A decision tomorrow by the European Court of Justice (ECJ) on whether charging different premiums to men and women is against discrimination laws could have a significant impact on the UK insurance market and the premiums charged to customers on products such as car and life insurance.
The European Gender Directive prohibits discrimination on the basis of gender in relation to the supply of goods and services. However, an article in the Directive gives individual countries the option to use differential pricing for men and women in relation to insurance products, provided it can be backed up with actuarial data.
The UK Government exercised this option so that the statistical differences could be accounted for in setting insurance premiums for men and women.
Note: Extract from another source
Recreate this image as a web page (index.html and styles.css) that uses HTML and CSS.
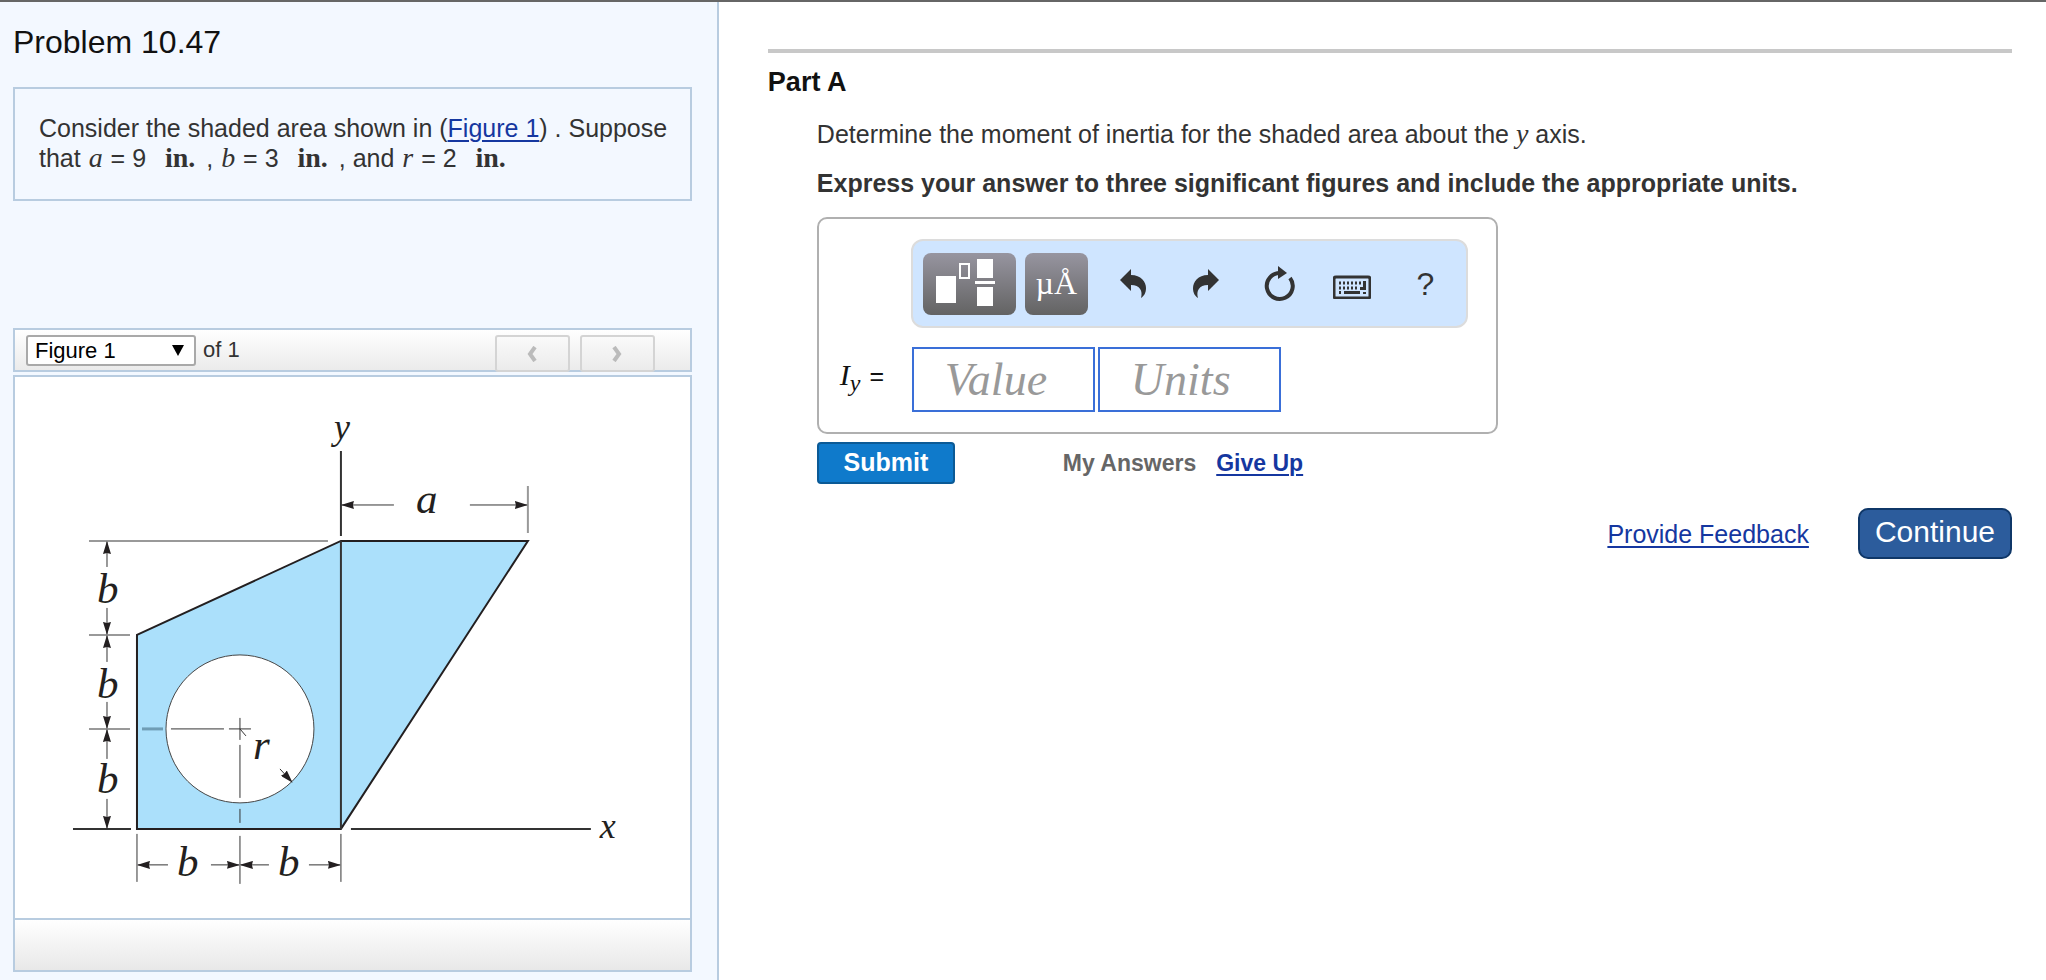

However, this has now been challenged as being inconsistent with equality of treatment and has been referred to the ECJ which is due to reach a decision on 1st March.
As women generally live longer than men they typically enjoy lower life insurance premiums. On the other hand men tend to pay a little less for income protection and critical illness cover.
Should the ECJ decide that insurance premiums cannot differ due to gender, even where there is clear evidence of differing risks, the fear is that it could lead to higher insurance premiums for many of us and bring serious implications for the insurance industry overall.
The ECJ has ruled that gender should not be used in pricing of insurance products. Equalisation of premiums should be implemented from 21st December 2012 so insurers will at least have some time to prepare for this.